AARON: Villain, I have done thy mother.
— Act IV, Scene ii
Yes, that really is a “your momma” joke.
Shakespeare wasn’t immune to same-sex innuendo, either. From Hamlet:
HAMLET: ‘What a piece of work is a man! How noble in reason, how infinite in faculty! In form and moving how express and admirable! In action how like an Angel! in apprehension how like a god! The beauty of the world! The paragon of animals! And yet to me, what is this quintessence of dust? Man delights not me; no, nor Woman neither; though by your smiling you seem to say so.
ROSENCRANTZ: My lord, there was no such stuff in my thoughts.
HAMLET: Why did ye laugh then, when I said, ‘Man delights not me’?
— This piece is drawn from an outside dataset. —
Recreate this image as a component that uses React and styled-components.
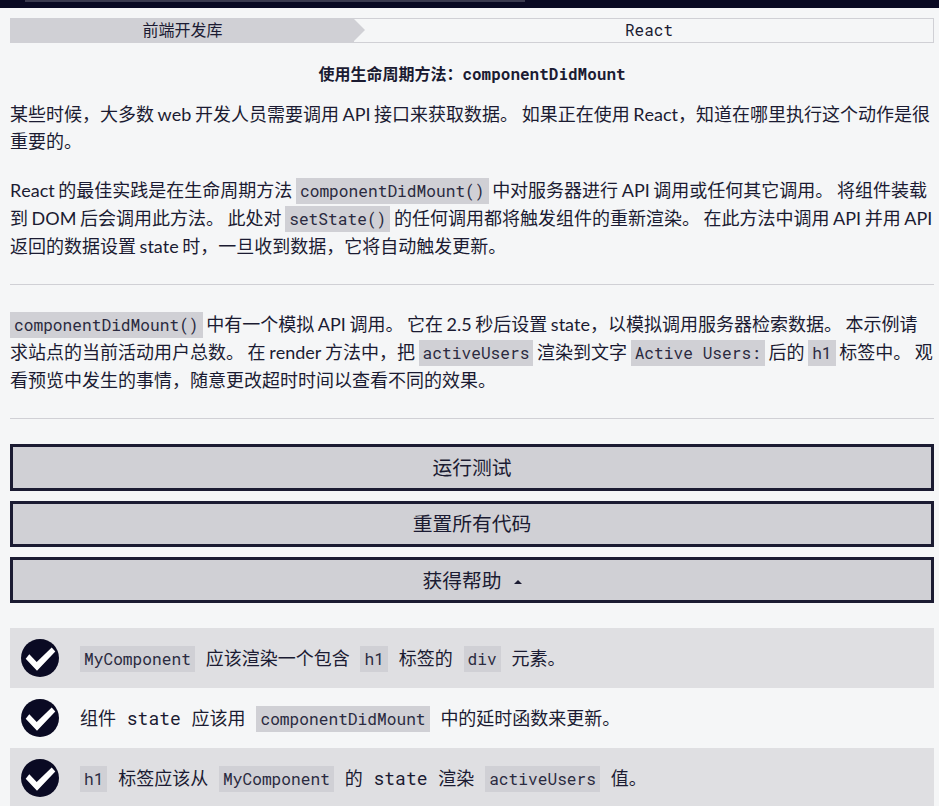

ROSENCRANTZ: To think, my lord, that if you delight not in man, what lenten [limited] entertainment the players shall receive from you. We coted them on the way; and hither they are coming, to offer you service.
— Act II, Scene ii
While I’d be the first to argue that there is a world of difference between a writer’s private life and what they write, Shakespeare’s works are worthy of note for the sexual fluidity of his characters, his playfulness when it comes to gender expression (having boy-actors playing women pretending to be men, who then fall for male characters), and the ever-intriguing possibility that his life just might have imitated art. Shakespeare’s success and enduring popularity stand as testament to the fact that despite the evolution of increasingly draconian laws to the contrary, same-sex attractions could still be performed before, and appreciated by, the highest and lowest in the land.
Born on this day: Eric Allman (60, American), computer engineer; Elizabeth Birch (59, American), former chair of directors for the National Gay and Lesbian Task Force (1992-1994) and Executive Director for the Human Rights Campaign (1995-2004); Annie Ellerman (1894-1983, English), aka Bryher, novelist; and Tuc Watkins (49, American), actor best known for his role as Bob Hunter in Desperate Housewives.
Died on this day: Willi Ninja (1961-2006, American), dancer and choreographer best known for Paris is Burning.